Fortunes in this city of 420,000 people rise and fall on the back of Toyota’s balance sheet. About 8-in-10 of the local workforce are said to depend directly or indirectly on the company’s seven local factories and thousands of subsidiaries and suppliers. Toyota is largely responsible for one of the lowest regional unemployment rates in Japan, and one of its busiest hubs: Nearby Nagoya Port has for years accounted for about half of the country’s trade surplus. Locals opted in 1959 to permanently change the city’s name from Koromo. Half a century later, many are fretting about what the future holds.
The main plant in Toyota City
“We rely on Tokyo for over half our business,” says Tamura Yoshie, a manager in Aunties, a business hotel near the company’s headquarters. Like many locals, her life is directly tied to the town’s namesake: her husband has worked in one of the factories for 10 years. “Our business was already 30 percent down because of the recession, then we all began hearing about the recalls, which were such a shock,” she continues. “But a lot of us also wonder if there is not too much fuss being made.”
That’s not an isolated opinion. Japan’s mass selling weekly magazines have waded into the bitter controversy over Toyota’s mounting problems with accusations that the US press is exaggerating, and worse. “America is at war with Toyota,” screams Shukan Shincho, which accuses US newspapers and TV of playing up the Japanese carmaker’s problems for political effect. “Behind this story is the collapse of General Motors,” it says, and behind GM is US Transport Secretary Ray LaHood, the United Auto Workers Union (UAW) and even President Barack Obama, who has taken “almost no action” to cool down the media feeding frenzy against Toyota – a company that employs 170,000 American workers, it points out.

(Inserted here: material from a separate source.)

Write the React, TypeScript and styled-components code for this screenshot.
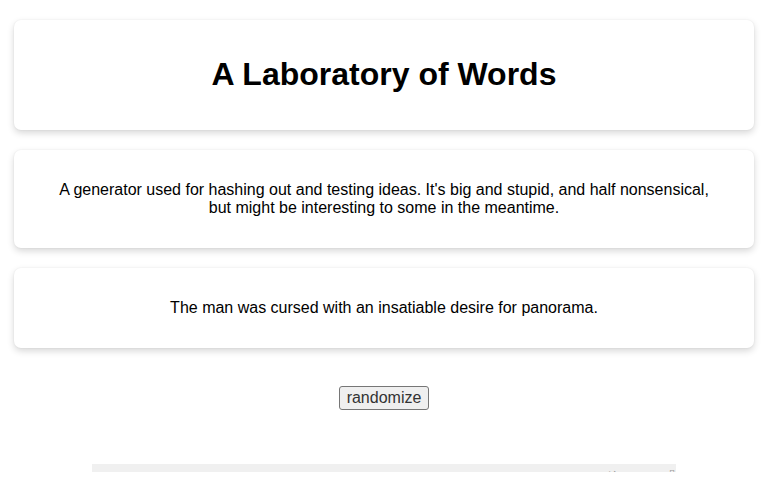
import * as React from "react";
import styled, { createGlobalStyle } from "styled-components";

const GlobalStyle = createGlobalStyle`
  html, body {
    margin: 0;
    padding: 0;
    background: #ffffff;
  }
  body {
    font-family: "Liberation Sans", Arial, sans-serif;
    color: #000000;
  }
`;

const Page = styled.main`
  display: flex;
  flex-direction: column;
  align-items: stretch;
  padding: 20px 14px 0;
`;

const Card = styled.section`
  background: #ffffff;
  border-radius: 7px;
  box-shadow: 0 3px 7px rgba(0, 0, 0, 0.16), 0 0 2px rgba(0, 0, 0, 0.07);
  padding: 15px 40px;
  margin-bottom: 20px;
  text-align: center;
`;

const Title = styled.h1`
  font-size: 32px;
  font-weight: bold;
  margin: 21.44px 0;
  line-height: normal;
`;

const Text = styled.p`
  font-size: 16px;
  margin: 16px 0;
  line-height: normal;
`;

const Actions = styled.div`
  display: flex;
  justify-content: center;
  margin-top: 18px;
`;

const Button = styled.button`
  font-family: "Liberation Sans", Arial, sans-serif;
  font-size: 16px;
  line-height: 18px;
  height: 24px;
  padding: 2px 7px;
  color: #333333;
  background: #efefef;
  border: 1px solid #767676;
  border-radius: 3px;
  cursor: pointer;
`;

const Footer = styled.footer`
  position: relative;
  width: 584px;
  margin: 54px auto 0;
`;

const FooterBar = styled.div`
  height: 8px;
  background: #f0f0f0;
`;

const FooterGlyph = styled.span<{ $left: number }>`
  position: absolute;
  top: 4px;
  left: ${(p) => p.$left}px;
  font-size: 11px;
  line-height: 11px;
  color: #999999;
`;

export default function App() {
  return (
    <>
      <GlobalStyle />
      <Page>
        <Card>
          <Title>A Laboratory of Words</Title>
        </Card>
        <Card>
          <Text>
            A generator used for hashing out and testing ideas. It's big and
            stupid, and half nonsensical, but might be interesting to some in
            the meantime.
          </Text>
        </Card>
        <Card>
          <Text>The man was cursed with an insatiable desire for panorama.</Text>
        </Card>
        <Actions>
          <Button type="button">randomize</Button>
        </Actions>
        <Footer>
          <FooterBar />
          <FooterGlyph $left={515}>↩</FooterGlyph>
          <FooterGlyph $left={577}>▯</FooterGlyph>
        </Footer>
      </Page>
    </>
  );
}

America is capitalizing on Toyota’s problems, which are a distraction from its own, says Hasegawa Yozo, author of Clean Car Wars: How Toyota and Honda are Winning the Battle of the Eco-Friendly Motors. “This is not just a problem caused by Toyota alone. Largely it is a political issue between Japan and the United States, an anti-Toyota campaign initially sparked by US broadcasters.”
The left-leaning Shukan Kinyoubi magazine – no friend of Toyota – partly agrees, pointing out the closeness of the Democrats and the United Autoworkers Union, and the fact that Toyota built most of its factories in the Republican South. Like many Japanese commentators, it has been struck by the vitriol poured on Toyota, and wonders if the power play between Republicans and Democrats isn’t a major factor.
Few at Toyota will openly back those claims, but off the record, sources close to the company agree. “I think there has been a fair dose of bewilderment at the way things have spun out of control,” said one, speaking anonymously. “A lot of people here think we have done everything by the book. There is that sense that problems are being created where there are none.” As evidence, he cites brake problems in the Prius. “One of our executives said very clearly that the braking in the Prius meets Japanese performance standards – period.”
Independent analysts scoff, however, at Toyota’s claims that it is the victim of a stateside witch-hunt. “Toyota has this massive arrogance and they cloak it with false humility and top it with this halo of quality,” says John Harris, a Japan-based communications consultant to the car industry. “They just don’t get what this is about. They dragged their feet and covered up their problems. They saw the chance to get the world’s top spot and they took it, but there has been a price.”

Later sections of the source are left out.